Wayne Law's Peter Henning co-authors new treatise on 'White Collar Crime'

 Wayne State University Law School Professor Peter J. Henning is co-author of a new book, White Collar Crime.

The book, Henning’s 10th, is a treatise on the topic. Its publisher, West Academic Publishing, is calling it an indispensable guide for students and practitioners alike. Co-authors with Henning are professors Jerold H. Israel of the University of Michigan Law School, Nancy J. King of Vanderbilt University Law School and Ellen S. Podgor of Stetson University College of Law.

“This is the first edition of the book, and it is the first work that gives extensive treatment to both the substantive law and procedural aspects of white collar crime investigations, which also includes regulatory actions by federal agencies such as the SEC,” Henning said. “White collar crime has become a major focus at both the federal and state level, and the book provides a comprehensive analysis of the cases and legal issues that can arise in these cases. My co-authors are among the leading academics in the field of criminal procedure and white collar crime.”

White Collar Crime analyzes bankruptcy, computer, conspiracy, corruption, currency reporting, environment, false statement, fraud, perjury, racketeering and tax crimes.

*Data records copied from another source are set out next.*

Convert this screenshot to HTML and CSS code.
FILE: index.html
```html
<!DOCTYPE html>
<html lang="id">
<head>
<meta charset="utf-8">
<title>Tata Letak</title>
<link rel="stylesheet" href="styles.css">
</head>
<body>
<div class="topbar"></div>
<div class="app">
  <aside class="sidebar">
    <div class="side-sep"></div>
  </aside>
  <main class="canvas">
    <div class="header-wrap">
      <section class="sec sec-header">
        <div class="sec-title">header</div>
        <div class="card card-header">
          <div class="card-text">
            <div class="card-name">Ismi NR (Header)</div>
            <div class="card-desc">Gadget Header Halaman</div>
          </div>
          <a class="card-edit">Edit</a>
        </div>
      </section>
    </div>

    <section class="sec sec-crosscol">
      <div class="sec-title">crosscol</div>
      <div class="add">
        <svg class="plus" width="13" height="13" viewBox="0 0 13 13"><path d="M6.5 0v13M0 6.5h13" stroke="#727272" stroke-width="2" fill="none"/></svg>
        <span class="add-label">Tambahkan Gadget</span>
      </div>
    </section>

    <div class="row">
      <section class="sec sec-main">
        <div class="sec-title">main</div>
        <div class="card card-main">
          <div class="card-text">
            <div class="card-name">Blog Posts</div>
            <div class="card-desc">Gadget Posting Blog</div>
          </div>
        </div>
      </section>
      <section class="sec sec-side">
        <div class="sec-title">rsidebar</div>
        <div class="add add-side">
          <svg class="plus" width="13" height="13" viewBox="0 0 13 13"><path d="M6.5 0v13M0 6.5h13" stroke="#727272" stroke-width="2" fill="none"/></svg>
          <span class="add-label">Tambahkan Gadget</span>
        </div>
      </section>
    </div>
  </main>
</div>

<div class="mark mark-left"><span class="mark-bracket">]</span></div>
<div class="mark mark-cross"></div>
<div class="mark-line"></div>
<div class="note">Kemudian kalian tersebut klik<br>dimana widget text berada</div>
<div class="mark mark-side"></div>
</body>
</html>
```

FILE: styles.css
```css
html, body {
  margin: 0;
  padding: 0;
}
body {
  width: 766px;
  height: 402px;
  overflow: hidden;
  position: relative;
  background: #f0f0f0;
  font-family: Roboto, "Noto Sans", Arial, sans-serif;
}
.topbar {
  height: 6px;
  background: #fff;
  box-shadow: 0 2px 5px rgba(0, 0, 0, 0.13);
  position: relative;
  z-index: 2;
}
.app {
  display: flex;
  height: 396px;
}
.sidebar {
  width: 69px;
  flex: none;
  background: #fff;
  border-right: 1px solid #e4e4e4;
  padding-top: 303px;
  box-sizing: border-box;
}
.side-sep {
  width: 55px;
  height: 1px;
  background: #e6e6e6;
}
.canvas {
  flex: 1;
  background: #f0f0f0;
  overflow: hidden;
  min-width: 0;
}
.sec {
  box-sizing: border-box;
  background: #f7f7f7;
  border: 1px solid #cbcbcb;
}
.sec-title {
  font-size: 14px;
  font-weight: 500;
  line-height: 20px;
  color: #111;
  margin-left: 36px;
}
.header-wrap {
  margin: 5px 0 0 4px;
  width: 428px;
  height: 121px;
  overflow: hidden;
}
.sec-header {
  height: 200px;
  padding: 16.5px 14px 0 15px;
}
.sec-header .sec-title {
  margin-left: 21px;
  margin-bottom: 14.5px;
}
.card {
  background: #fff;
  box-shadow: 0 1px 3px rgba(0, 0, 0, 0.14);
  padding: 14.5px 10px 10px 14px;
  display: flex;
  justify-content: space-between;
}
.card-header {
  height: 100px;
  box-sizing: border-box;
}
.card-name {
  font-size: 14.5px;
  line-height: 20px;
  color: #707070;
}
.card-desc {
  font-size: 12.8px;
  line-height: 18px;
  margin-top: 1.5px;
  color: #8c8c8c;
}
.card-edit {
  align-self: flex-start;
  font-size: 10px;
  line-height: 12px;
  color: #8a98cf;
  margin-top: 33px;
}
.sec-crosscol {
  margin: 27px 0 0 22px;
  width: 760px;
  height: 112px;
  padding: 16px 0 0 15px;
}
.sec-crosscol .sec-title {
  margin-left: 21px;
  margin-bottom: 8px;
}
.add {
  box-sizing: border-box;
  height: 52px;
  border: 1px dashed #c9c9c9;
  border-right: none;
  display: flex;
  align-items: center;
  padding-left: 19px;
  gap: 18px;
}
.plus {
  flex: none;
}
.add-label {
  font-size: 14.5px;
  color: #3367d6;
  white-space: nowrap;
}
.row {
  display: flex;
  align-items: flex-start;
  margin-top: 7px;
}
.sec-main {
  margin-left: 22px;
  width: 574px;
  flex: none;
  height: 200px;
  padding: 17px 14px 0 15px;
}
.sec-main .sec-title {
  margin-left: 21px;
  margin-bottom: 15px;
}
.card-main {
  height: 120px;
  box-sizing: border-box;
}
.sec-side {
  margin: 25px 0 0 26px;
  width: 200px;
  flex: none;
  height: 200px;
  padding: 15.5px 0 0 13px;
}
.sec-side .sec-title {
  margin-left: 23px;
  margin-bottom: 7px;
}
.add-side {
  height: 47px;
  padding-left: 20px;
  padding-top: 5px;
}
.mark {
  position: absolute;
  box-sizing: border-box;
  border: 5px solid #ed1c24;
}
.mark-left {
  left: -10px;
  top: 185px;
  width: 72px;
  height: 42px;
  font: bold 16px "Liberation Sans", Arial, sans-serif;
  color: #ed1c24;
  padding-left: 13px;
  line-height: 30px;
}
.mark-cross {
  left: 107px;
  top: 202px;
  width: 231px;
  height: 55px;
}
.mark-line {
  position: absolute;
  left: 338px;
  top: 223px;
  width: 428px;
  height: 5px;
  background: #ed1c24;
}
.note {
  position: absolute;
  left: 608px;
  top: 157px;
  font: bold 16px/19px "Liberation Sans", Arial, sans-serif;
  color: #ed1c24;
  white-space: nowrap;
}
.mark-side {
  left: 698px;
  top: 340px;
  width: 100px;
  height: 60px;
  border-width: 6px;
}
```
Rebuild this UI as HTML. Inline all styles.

Procedural issues are addressed in detail, including the grand jury process, agency investigations, parallel proceedings, self-incrimination (testimony and documents), searches and privileges. In addition to statutes and case law, the book covers strategy and Department of Justice internal guides. It also includes sentencing of both individuals and corporations in white collar cases.

Henning teaches White Collar Crime, Criminal Procedure, Criminal Pretrial Advocacy and other courses at Wayne Law. He joined the faculty in 1994. Since then, Henning has received a number of teaching awards, including the President’s Award for Excellence in Teaching and the Donald H. Gordon Award for Excellence in Teaching.

He graduated from Georgetown University Law Center in 1985. He was a senior attorney in the Division of Enforcement at the U.S. Securities & Exchange Commission until 1991, working on cases involving insider trading, penny stock fraud, market manipulation and accounting irregularities. He then moved to the Criminal Division of the U.S. Department of Justice, working in the Fraud Section on the investigation and prosecution of bank fraud.

Henning’s scholarship focuses primarily on white collar crime, constitutional criminal procedure and attorney ethics. He frequently publishes articles and often is quoted in the media and asked to comment on legal issues.